We have been following the developments, and we are working closely with regulators and other stakeholders to ensure financial professionals have the data they need to better manage their risks and meet regulatory reporting obligations. We have recently set out suggestions for reform, and are convening industry discussion. Below, we consider what the proposals mean for investors and issuers, and how LSEG can help them navigate the uncertainty linked by those changes.
The Omnibus package in context
In recent years, the EU’s sustainable finance strategy has introduced several initiatives to help direct capital towards the bloc’s environmental goals. These include the EU Taxonomy, which defines which economic activities are deemed sustainable, the Corporate Sustainability Reporting Directive (CSRD), which requires companies to report on their environmental and social impacts, and the Corporate Sustainability Due Diligence Directive (CSRDDD), which requires them to address environmental and human rights impacts in their supply chains.
However, concerns have grown around the costs imposed by these regulations and potential impacts on competitiveness. In response, the European Commission initiated work in late 2024 on a package of measures designed to deliver a “simplification revolution”, including a goal of reducing reporting requirements by 25%, and by 35% for SMEs by 2029.
The package’s headlines
Proposed on 26 February, the Commission’s Omnibus package includes mainly three proposals:
- A directive to amend the CSRD and the CSDDD, including by reducing the number of companies required to disclose under the CSRD removes around 80% of companies, and exempting many smaller companies from the CSDDD.
- Postponing by two years CSRD reporting for companies due to begin reporting in 2026 and 2027, and the transposition deadline of the CSDDD by one year, to 2028.
- An act to amend technical elements of EU Taxonomy reporting requirements, reducing the reporting template by 70% and introducing a materiality assessment to make disclosure voluntary for companies with less than 10% eligible activities.
The Commission estimates that its proposals will deliver more than €6 billion of “administrative relief’.
According to LSEG analysis, about 14,000 publicly listed companies (EU and non-EU) would have had to report under the current CSRD thresholds.
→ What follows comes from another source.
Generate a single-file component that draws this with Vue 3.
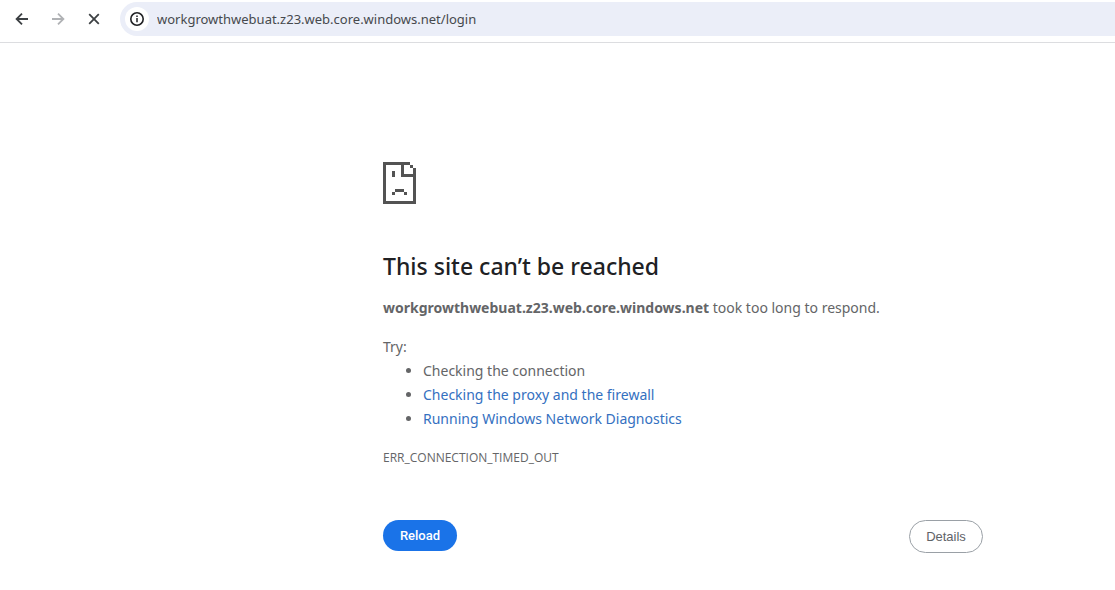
<script setup>
const host = 'workgrowthwebuat.z23.web.core.windows.net'
const suggestions = [
  { text: 'Checking the connection', link: false },
  { text: 'Checking the proxy and the firewall', link: true },
  { text: 'Running Windows Network Diagnostics', link: true },
]
</script>

<template>
  <div class="browser">
    <header class="toolbar">
      <nav class="nav">
        <button class="nav-btn" type="button" aria-label="Back">
          <svg viewBox="0 0 16 16" width="16" height="16">
            <path d="M14 8H3M8 2.6 2.6 8 8 13.4" />
          </svg>
        </button>
        <button class="nav-btn faded" type="button" aria-label="Forward">
          <svg viewBox="0 0 16 16" width="16" height="16">
            <path d="M2 8h11M8 2.6 13.4 8 8 13.4" />
          </svg>
        </button>
        <button class="nav-btn" type="button" aria-label="Stop loading">
          <svg viewBox="0 0 16 16" width="16" height="16">
            <path d="M3.2 3.2l9.6 9.6M12.8 3.2l-9.6 9.6" />
          </svg>
        </button>
      </nav>
      <div class="address">
        <button class="site-info" type="button" aria-label="View site information">
          <svg viewBox="0 0 16 16" width="16" height="16">
            <circle cx="8" cy="8" r="6.2" fill="none" stroke="#202124" stroke-width="1.6" />
            <path d="M8 7v4.2M8 4.6v1.5" fill="none" stroke="#202124" stroke-width="1.5" />
          </svg>
        </button>
        <input class="url" type="text" aria-label="Address" :value="host + '/login'" />
      </div>
    </header>

    <main class="page">
      <svg class="sad" viewBox="0 0 11 14" width="33" height="42" shape-rendering="crispEdges" aria-hidden="true">
        <path
          fill="#535353"
          d="M0 0h9v1h1v1h1v12H0zM1 1v12h9V5H6V1zM7 1v3h3V2H9V1zM3 3h1v2H3zM4 9h3v1H4zM3 10h1v1H3zM7 10h1v1H7z"
          fill-rule="evenodd"
        />
      </svg>
      <h1>This site can’t be reached</h1>
      <p class="summary"><strong>{{ host }}</strong> took too long to respond.</p>
      <p class="try">Try:</p>
      <ul>
        <li v-for="item in suggestions" :key="item.text">
          <a v-if="item.link" href="#">{{ item.text }}</a>
          <template v-else>{{ item.text }}</template>
        </li>
      </ul>
      <p class="code">ERR_CONNECTION_TIMED_OUT</p>
      <div class="actions">
        <button class="reload" type="button">Reload</button>
        <button class="details" type="button">Details</button>
      </div>
    </main>
  </div>
</template>

<style>
body {
  margin: 0;
  background: #fff;
}
</style>

<style scoped>
.browser {
  font-family: "Segoe UI", "Noto Sans", "Open Sans", sans-serif;
  color: #646567;
}
button {
  font: inherit;
  border: 0;
  padding: 0;
  cursor: pointer;
}
.toolbar {
  display: flex;
  align-items: center;
  padding: 2px 0 6px 10px;
  border-bottom: 1px solid #dcdde0;
}
.nav {
  display: flex;
  gap: 12px;
  margin-right: 14px;
}
.nav-btn {
  display: flex;
  align-items: center;
  justify-content: center;
  width: 24px;
  height: 24px;
  background: none;
  color: #3c4043;
}
.nav-btn path {
  fill: none;
  stroke: currentColor;
  stroke-width: 1.8;
}
.nav-btn.faded {
  color: #b0b2b5;
}
.address {
  flex: 1;
  display: flex;
  align-items: center;
  gap: 8px;
  height: 34px;
  padding-left: 5px;
  border-radius: 17px 0 0 17px;
  background: #ebeef8;
}
.site-info {
  display: flex;
  align-items: center;
  justify-content: center;
  width: 24px;
  height: 24px;
  border-radius: 50%;
  background: #fff;
}
.url {
  flex: 1;
  min-width: 0;
  padding: 0;
  border: 0;
  outline: 0;
  background: none;
  font: inherit;
  font-size: 13px;
  color: #46494d;
}
.page {
  max-width: 600px;
  margin-left: 383px;
  padding-top: 119px;
  font-size: 14px;
  line-height: 24px;
}
.sad {
  display: block;
}
h1 {
  margin: 47px 0 15px;
  font-size: 23px;
  font-weight: 500;
  line-height: 30px;
  color: #202124;
}
p {
  margin: 0;
}
.summary {
  margin-bottom: 15px;
}
ul {
  margin: 0;
  padding-left: 40px;
}
a {
  color: #3470bf;
  text-decoration: none;
}
.code {
  margin-top: 15px;
  font-family: "Open Sans", "Noto Sans", sans-serif;
  font-size: 12px;
}
.actions {
  display: flex;
  justify-content: space-between;
  align-items: flex-start;
  margin-top: 50px;
}
.actions button {
  font-family: Roboto, sans-serif;
  font-size: 13px;
  border-radius: 17px;
}
.actions .reload {
  width: 74px;
  height: 31px;
  background: #1a73e8;
  color: #fff;
  font-weight: 500;
}
.actions .details {
  width: 74px;
  height: 33px;
  border: 1px solid #9aa0a6;
  background: #fff;
  color: #5f6368;
  font-family: "Liberation Sans", Arial, sans-serif;
}
</style>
The European Commission's proposals to raise the threshold to 1,000 employees would lead to reduce the number of companies in scope of the CSRD:
- The number of public companies in scope would fall by 57%, to approximately 6,000 companies. This includes 30% of EU-listed companies, 25% companies listed in the United States, and 12% in Japan.
- The number of private companies in scope would drop by 73% from around 20,000 companies to 5,500. This includes EU and non-EU companies.
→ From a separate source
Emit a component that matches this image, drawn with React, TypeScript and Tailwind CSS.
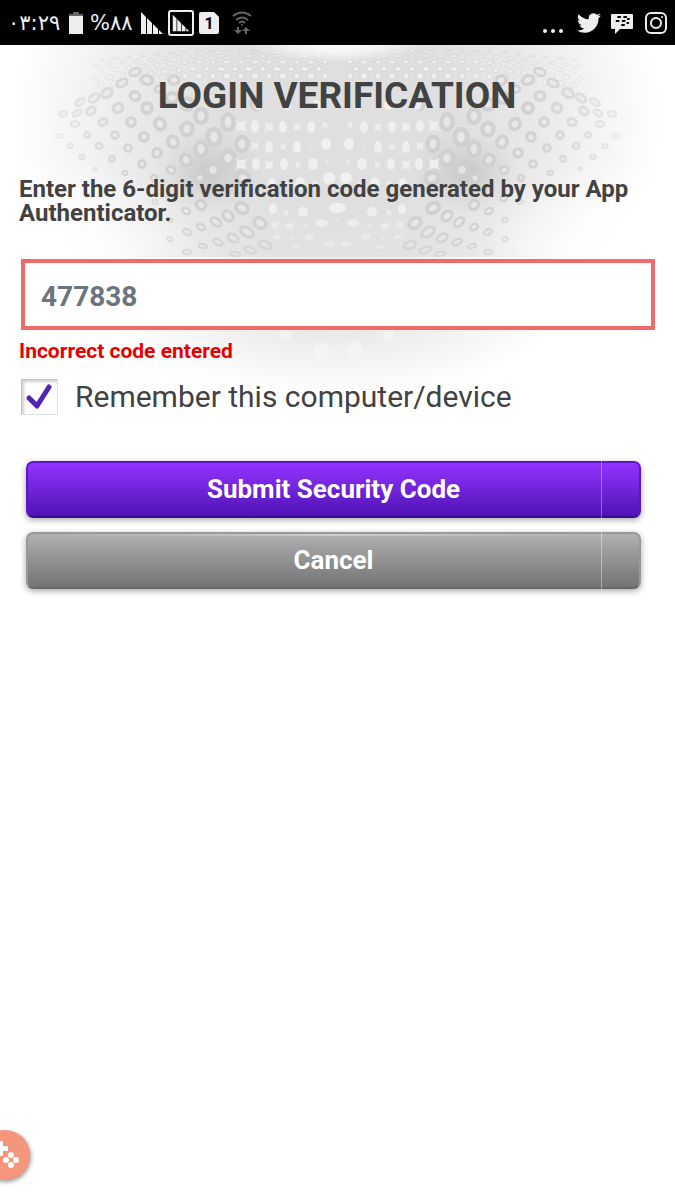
import { useState } from "react"
import type { FormEvent } from "react"

// [x, y, radius x, radius y, tilt] for the left half of the backdrop, the right half is mirrored
const rings = [
  [147, 80, 8, 6, 20], [122, 83, 8, 5, -30], [135, 72, 8, 5, -20], [135, 96, 7, 6, 25], [147, 108, 7, 7, 20],
  [107, 93, 8, 6, -30], [118, 108, 7, 6, -30], [131, 122, 6, 6, 20], [144, 137, 6, 6, 20],
  [157, 153, 6, 6, 30], [171, 170, 6, 5, 30], [160, 124, 7, 8, -30], [173, 142, 7, 8, -30],
  [186, 160, 7, 8, -30], [187, 129, 8, 9, 0], [201, 149, 8, 10, 0], [213, 170, 9, 9, 0],
  [201, 116, 8, 10, 0], [214, 137, 9, 11, 0], [228, 158, 9, 10, 0], [228, 122, 8, 11, 0],
  [242, 144, 8, 10, 0], [94, 98, 8, 5, -35], [91, 111, 7, 5, -35], [103, 122, 6, 5, -20],
  [115, 135, 5, 5, 0], [128, 148, 5, 5, 20], [142, 164, 5, 5, 0], [154, 178, 4, 4, 0],
  [80, 102, 8, 4, -35], [77, 113, 7, 4, -30], [87, 135, 4, 4, 0], [99, 146, 5, 4, 0],
  [112, 159, 4, 4, 0], [125, 173, 4, 3, 0], [75, 124, 6, 4, -10], [70, 146, 4, 3, 0],
  [82, 157, 4, 3, 0], [95, 169, 3, 2, 0], [59, 136, 5, 3, 0], [63, 114, 6, 4, -10],
  [155, 202, 4, 3, 20], [171, 198, 5, 4, 30], [186, 211, 6, 4, 30], [170, 220, 4, 3, 20],
  [201, 205, 7, 6, 40], [216, 222, 8, 5, 40], [201, 227, 6, 4, 30], [187, 232, 6, 4, 25],
  [170, 239, 4, 3, 20], [247, 232, 10, 6, 30], [233, 238, 8, 5, 30], [218, 242, 7, 4, 25],
  [203, 246, 6, 3, 15], [187, 252, 6, 3, 10], [260, 223, 9, 7, 30], [242, 208, 9, 7, 30],
  [228, 216, 8, 6, 40], [265, 245, 9, 5, 20], [250, 250, 9, 4, 20], [235, 254, 7, 3, 10],
  [172, 98, 8, 7, 0], [160, 89, 7, 5, 0], [187, 104, 8, 8, 0], [243, 178, 9, 8, 20],
  [200, 178, 6, 6, 20], [174, 80, 7, 6, 0], [256, 103, 7, 9, 0],
]

const specks = [
  [255, 126, 4, 6], [283, 127, 4, 6], [311, 127, 4, 6], [269, 147, 4, 6], [297, 147, 4, 6],
  [326, 144, 5, 6], [256, 164, 4, 6], [284, 164, 4, 6], [313, 164, 5, 6], [300, 183, 5, 6],
  [329, 178, 6, 6], [272, 183, 4, 5], [258, 105, 4, 5], [287, 105, 4, 5], [317, 105, 4, 5],
  [273, 209, 4, 5], [303, 212, 5, 5], [337, 208, 8, 5], [290, 226, 4, 3], [322, 223, 6, 4],
  [277, 237, 4, 2], [309, 237, 5, 3], [329, 244, 6, 3], [296, 247, 5, 2], [337, 221, 1, 1],
]

const stars = [
  [269, 127, 5], [297, 127, 4], [325, 125, 3], [241, 126, 6], [255, 146, 4], [283, 147, 3],
  [311, 147, 1], [269, 165, 5], [298, 165, 3], [327, 162, 2], [241, 164, 6], [286, 184, 3],
  [315, 184, 3], [286, 213, 3], [305, 226, 2], [292, 238, 2], [275, 225, 4],
]

function HalfPattern() {
  const rows = [51, 56, 62, 69, 76]
  return (
    <g>
      {rows.map((y, row) =>
        Array.from({ length: 17 }, (_, i) => {
          const x = 325 - i * 14 - (row % 2) * 6
          return (
            <ellipse
              key={`${row}-${i}`}
              cx={x}
              cy={y + Math.max(0, (190 - x) * 0.1)}
              rx={i % 2 ? 4 : 3}
              ry={1 + row * 0.6}
              fill="#f0f0f0"
              stroke="#d4d4d4"
              opacity={Math.min(0.9, x / 260)}
            />
          )
        })
      )}
      {rings.map(([x, y, rx, ry, tilt], i) => (
        <ellipse
          key={i}
          cx={x}
          cy={y}
          rx={rx * 0.7}
          ry={ry * 0.7}
          transform={`rotate(${tilt} ${x} ${y})`}
          fill="#e9e9e9"
          stroke="#cfcfcf"
          strokeWidth={Math.min(rx, ry) * 0.55}
          opacity={Math.min(0.85, x / 170)}
        />
      ))}
      {specks.map(([x, y, rx, ry], i) => (
        <ellipse key={i} cx={x} cy={y} rx={rx} ry={ry} fill="#f0f0f0" />
      ))}
      {stars.map(([x, y, r], i) => (
        <path
          key={i}
          d={`M${x - r} ${y - r}Q${x} ${y - r / 3} ${x + r} ${y - r}Q${x + r / 3} ${y} ${x + r} ${y + r}Q${x} ${y + r / 3} ${x - r} ${y + r}Q${x - r / 3} ${y} ${x - r} ${y - r}`}
          fill="#eeeeee"
        />
      ))}
    </g>
  )
}

function Backdrop() {
  return (
    <svg className="absolute inset-x-0 top-0 w-full" viewBox="0 45 675 355" aria-hidden="true">
      <defs>
        <radialGradient id="base" gradientUnits="userSpaceOnUse" cx="0" cy="0" r="1" gradientTransform="translate(337 120) scale(325 265)">
          <stop offset="0" stopColor="#dfdfdf" />
          <stop offset="0.35" stopColor="#dfdfdf" />
          <stop offset="0.6" stopColor="#e8e8e8" />
          <stop offset="1" stopColor="#ffffff" />
        </radialGradient>
        <radialGradient id="shade">
          <stop offset="0" stopColor="#b8b8b8" stopOpacity="0.65" />
          <stop offset="1" stopColor="#c8c8c8" stopOpacity="0" />
        </radialGradient>
        <radialGradient id="lower">
          <stop offset="0" stopColor="#dedede" />
          <stop offset="1" stopColor="#dedede" stopOpacity="0" />
        </radialGradient>
        <radialGradient id="glow">
          <stop offset="0" stopColor="#fff" />
          <stop offset="0.5" stopColor="#fff" stopOpacity="0.7" />
          <stop offset="1" stopColor="#fff" stopOpacity="0" />
        </radialGradient>
      </defs>
      <rect y="45" width="675" height="212" fill="url(#base)" />
      <ellipse cx="208" cy="172" rx="55" ry="42" fill="url(#shade)" />
      <ellipse cx="467" cy="172" rx="55" ry="42" fill="url(#shade)" />
      <HalfPattern />
      <g transform="translate(675 0) scale(-1 1)">
        <HalfPattern />
      </g>
      <ellipse cx="337" cy="42" rx="90" ry="20" fill="url(#glow)" />
      <ellipse cx="10" cy="250" rx="190" ry="95" fill="url(#glow)" />
      <ellipse cx="665" cy="250" rx="190" ry="95" fill="url(#glow)" />
      <rect y="257" width="675" height="143" fill="#fff" />
      <ellipse cx="337" cy="300" rx="230" ry="95" fill="url(#lower)" />
      <g fill="#fff" opacity="0.35">
        <circle cx="321" cy="350" r="8" />
        <circle cx="355" cy="350" r="8" />
        <circle cx="286" cy="335" r="6" />
        <circle cx="389" cy="335" r="6" />
      </g>
    </svg>
  )
}

function SignalBars({ className }: { className: string }) {
  return (
    <svg className={className} viewBox="0 0 24 24" fill="currentColor" aria-hidden="true">
      <path d="M1 1l5 5v17H1zM7 7l5 5v11H7zM13 13l5 5v5h-5zM19 19l4 4h-4z" />
    </svg>
  )
}

function StatusBar() {
  return (
    <header className="relative flex h-[45px] items-center justify-between bg-black px-2 text-[#eeeeee]">
      <div className="flex items-center">
        <span className="w-[54px] font-['DejaVu_Sans',sans-serif] text-[21px] leading-6">٠٣:٢٩</span>
        <svg className="ml-[6px] h-6 w-4" viewBox="0 0 16 24" aria-hidden="true">
          <path d="M5 1h6v2h4v3H1V3h4z" fill="#666" />
          <path d="M1 5h14v18H1z" fill="currentColor" />
        </svg>
        <span className="ml-[6px] w-[42px] font-['DejaVu_Sans',sans-serif] text-[21px] leading-6">%٨٨</span>
        <SignalBars className="ml-2 h-6 w-6" />
        <span className="ml-1 flex size-[26px] items-center justify-center rounded-[3px] border-2 border-current">
          <SignalBars className="size-[18px]" />
        </span>
        <svg className="ml-[5px] h-[22px] w-5" viewBox="0 0 20 22" aria-hidden="true">
          <path d="M2 0h13l5 5v15a2 2 0 0 1-2 2H2a2 2 0 0 1-2-2V2a2 2 0 0 1 2-2z" fill="currentColor" />
          <text x="10" y="17" textAnchor="middle" fontFamily="Roboto, sans-serif" fontSize="16" fontWeight="700" fill="#000">1</text>
        </svg>
        <svg className="ml-[13px] h-6 w-5" viewBox="0 0 20 24" fill="none" stroke="#666" strokeWidth="2" aria-hidden="true">
          <path d="M1 5q9-7 18 0M4 9q6-5 12 0M7 12q3-3 6 0" />
          <circle cx="10" cy="14" r="1" fill="#666" stroke="none" />
          <path d="M6 16v4M14 23v-4" />
          <path d="M2 19h8l-4 4zM10 20h8l-4-4z" fill="#666" stroke="none" />
        </svg>
      </div>

      <div className="flex items-center">
        <svg className="h-6 w-5" viewBox="0 0 20 24" fill="currentColor" aria-hidden="true">
          <circle cx="2" cy="20" r="2" />
          <circle cx="10" cy="20" r="2" />
          <circle cx="18" cy="20" r="2" />
        </svg>
        <svg className="ml-[14px] size-6" viewBox="0 0 24 24" fill="currentColor" aria-hidden="true">
          <path d="M23.950 4.570a10 10 0 0 1-2.820.770 4.960 4.960 0 0 0 2.160-2.720c-.950.550-2 .960-3.130 1.190a4.920 4.920 0 0 0-8.380 4.480C7.690 8.090 4.070 6.130 1.640 3.160a4.920 4.920 0 0 0 1.520 6.570 4.900 4.900 0 0 1-2.230-.610v.060c0 2.390 1.700 4.380 3.950 4.830a5 5 0 0 1-2.210.080 4.940 4.940 0 0 0 4.600 3.420A9.870 9.870 0 0 1 0 19.540a14 14 0 0 0 7.550 2.210c9.050 0 14-7.500 14-13.980 0-.210 0-.420-.020-.630a9.940 9.940 0 0 0 2.420-2.570z" />
        </svg>
        <svg className="ml-[10px] h-6 w-[22px]" viewBox="0 0 22 24" aria-hidden="true">
          <path d="M1 3h20a1 1 0 0 1 1 1v13a1 1 0 0 1-1 1H9l-5 5v-5H1a1 1 0 0 1-1-1V4a1 1 0 0 1 1-1z" fill="currentColor" />
          <g fill="#000" transform="translate(1 0) skewX(-8)">
            <rect x="6" y="5" width="4" height="2" rx="1" />
            <rect x="12" y="5" width="4" height="2" rx="1" />
            <rect x="5" y="9" width="4" height="2" rx="1" />
            <rect x="11" y="9" width="4" height="2" rx="1" />
            <rect x="16" y="7" width="3" height="2" rx="1" />
            <rect x="16" y="11" width="3" height="2" rx="1" />
            <rect x="11" y="13" width="4" height="2" rx="1" />
          </g>
        </svg>
        <svg className="ml-3 size-[22px]" viewBox="0 0 22 22" fill="none" stroke="currentColor" strokeWidth="2" aria-hidden="true">
          <rect x="1" y="1" width="20" height="20" rx="5" />
          <circle cx="11" cy="11" r="5" />
          <circle cx="17" cy="5" r="1" fill="currentColor" stroke="none" />
        </svg>
      </div>
    </header>
  )
}

export default function App() {
  const [code, setCode] = useState("477838")
  const [remember, setRemember] = useState(true)

  const handleSubmit = (e: FormEvent) => e.preventDefault()

  return (
    <div className="relative flex min-h-screen flex-col overflow-hidden bg-white font-[Roboto,sans-serif] text-[#424242]">
      <StatusBar />

      <main className="relative flex-1">
        <Backdrop />

        <form onSubmit={handleSubmit} className="relative pl-[19px] pr-5 pt-[30px]">
          <h1 className="text-center text-[37px] font-bold leading-[42px]">LOGIN VERIFICATION</h1>
          <label htmlFor="code" className="mt-[60px] block text-[24px] font-bold leading-6">
            Enter the 6-digit verification code generated by your App Authenticator.
          </label>

          {/* Code field */}
          <div className="mt-[34px] flex pl-[2px]">
            <input
              id="code"
              type="text"
              inputMode="numeric"
              value={code}
              onChange={e => setCode(e.target.value)}
              aria-invalid="true"
              aria-describedby="code-error"
              className="h-[71px] w-full border-4 border-[#f06a6a] bg-white px-4 pt-1 text-[28px] font-bold text-[#6b757b] outline-none"
            />
          </div>
          <p id="code-error" className="mt-[9px] text-[21px] font-bold leading-6 text-[#e60000]">
            Incorrect code entered
          </p>

          {/* Remember */}
          <label className="mt-4 flex items-center pl-[2px]">
            <span className="relative flex">
              <input
                type="checkbox"
                checked={remember}
                onChange={e => setRemember(e.target.checked)}
                className="peer h-9 w-[37px] appearance-none border border-[#e2e2e2] border-l-[#c4c4c4] border-t-[#c4c4c4] bg-white shadow-[inset_2px_2px_3px_#d0d0d0]"
              />
              <svg className="pointer-events-none absolute inset-0 hidden h-9 w-[37px] peer-checked:block" viewBox="0 0 37 36" fill="none" aria-hidden="true">
                <path d="M8 19l8 8L28 8" stroke="#4f25b5" strokeWidth="5" strokeLinejoin="round" strokeLinecap="round" />
              </svg>
            </span>
            <span className="ml-[17px] text-[30px] leading-9">Remember this computer/device</span>
          </label>

          {/* Actions */}
          <div className="mt-[46px] flex flex-col gap-[14px] pl-[7px] pr-[14px]">
            <button
              type="submit"
              className="relative h-[57px] rounded-[7px] border-2 border-[#5b18c4] border-b-[#3a0c91] bg-linear-to-b from-[#9333ff] to-[#4f12b5] text-[26px] font-bold text-white shadow-[0_2px_6px_rgba(0,0,0,0.35)]"
            >
              Submit Security Code
              <span className="absolute -inset-y-[2px] right-[37px] w-px bg-white/35" />
            </button>
            <button
              type="button"
              className="relative h-[57px] rounded-[7px] border-2 border-[#999999] border-b-[#666666] bg-linear-to-b from-[#b0b0b0] to-[#747474] text-[26px] font-bold text-white shadow-[0_2px_6px_rgba(0,0,0,0.35)]"
            >
              Cancel
              <span className="absolute inset-x-4 top-0 h-[2px] bg-linear-to-r from-transparent via-[#cccccc] to-transparent" />
              <span className="absolute -inset-y-[2px] right-[37px] w-px bg-white/40" />
            </button>
          </div>
        </form>
      </main>

      {/* Game launcher */}
      <button
        type="button"
        aria-label="Game tools"
        className="absolute -left-5 bottom-5 size-[50px] rounded-full bg-[#f4967b] shadow-[1px_2px_4px_rgba(0,0,0,0.4)]"
      >
        <svg viewBox="0 0 50 50" fill="#fff" aria-hidden="true">
          <path d="M19 11h4v5h5v5h-5v5h-4v-5h-5v-5h5z" />
          <circle cx="31" cy="25" r="3" />
          <circle cx="26" cy="30" r="3" />
          <circle cx="36" cy="30" r="3" />
          <circle cx="31" cy="35" r="3" />
        </svg>
      </button>
    </div>
  )
}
Companies in Scope of CSRD
What the proposals mean for investors
Among investors, there is strong demand for data to enable them to integrate sustainability considerations, especially those related to climate and the energy transition, into investment strategies; our latest survey of asset owners finds that more than 80% of asset owners are doing so.
It is important to acknowledge that, even with the Commission’s plans to simplify the European Sustainability Reporting Standards (ESRS), the EU’s sustainable finance package will still result in a considerable amount of detailed and granular reporting on corporate sustainability issues. This will allow investors to have greater visibility on sustainability factors, and enable them to better measure and manage risks across their portfolios and develop new and differentiated investment strategies.
The Commission’s proposals also retain consistency between the CSRD and other elements of the sustainable finance architecture, such as the Sustainable Finance Disclosure Regulation (SFDR) and the EU Taxonomy. It ensures that the key performance indicators that investors need to meet their reporting requirements under the SFDR and the EU Taxonomy will be made available.
The Commission’s proposals also retain a number of key aspects that will support investors:
- Consistency between the CSRD and other elements of the sustainable finance architecture, such as the Sustainable Finance Disclosure Regulation (SFDR) and the EU Taxonomy. It ensures that the key performance indicators that investors need to meet their reporting requirements under the SFDR and the EU Taxonomy will be made available.
- A high level of interoperability between the EU regulatory framework and those emerging globally, especially that of the International Sustainability Standards Board (ISSB). Sector-specific standards guide companies in their reporting and enable investors to compare companies within the same sector. While the Commission proposes to abandon them, there is an opportunity to either develop simplified standards aligned with ISSB sectoral standards or reference ISSB standards.
- The requirement that companies report using XBRL, a global standard that enables digital reporting. This is critical to ensure compatibility of EU data with systems across the financial sector.
The amendment of sustainability reporting standards, combined with the delay of the CSRD, also creates an opportunity to enhance alignment on transition plans. This additional time allows for better integration with the ISSB’s work, ensuring a more coherent and consistent approach.
Less comprehensive data
However, some investors are concerned the Commission’s proposals will reduce the comprehensiveness of sustainability data available to investors and potentially encourage investment in those companies that still report:
- The CSRD had been welcomed by investors because it promised to bring uniformity to sustainability data provision across a wide universe of companies either based in the EU, or which do significant business in the bloc. This would have addressed long-running issues around data availability, consistency and comparability.
- The CSDDD would also help companies with large numbers of suppliers to source the information they need from all the businesses in their supply chain
The effect of the proposals are not insurmountable. Even under the Commission’s proposals, the CSRD and CSDDD will increase sustainability data availability and consistency. Over recent years, investor demand for sustainability data has run ahead of the provision by companies and other issuers. Data providers have responded by using proxies and estimated data. However, data providers – and their investor clients – will face higher costs in creating comprehensive associated datasets, and accept the risks associated with using proxied data, provided the reduced availability of reported data.
LSEG's approach
At LSEG, we are working to ensure that our sustainable finance data and analytics solutions are prepared to adapt to changes suggested by the EU Omnibus proposal. For example, we regularly update and assure quality within our sustainable finance datasets to align with evolving regulations, endeavouring to ensure clients receive compliant and reliable data.
We are also supporting clients in interpreting and applying sustainability data effectively. We work to make sure that any necessary data updates or changes in reporting formats are smoothly integrated into client workflows and communicated appropriately. We are also investing in technology and AI-driven analytics to anticipate regulatory shifts to ensure our clients can proactively adapt to evolving requirements.
Next steps
The Commission’s proposals will now go for consideration by the European Parliament and the Council of the European Union and thus subject to changes during these negotiations.
As with all sustainable finance regulation, our dedicated team is tracking how the evolution of the Omnibus is likely to impact our clients, whether as issuers or investors. We are working to help them understand these changes to the EU’s sustainability disclosure landscape and ensure that they can continue to access the information they need to assess sustainability risk and opportunity.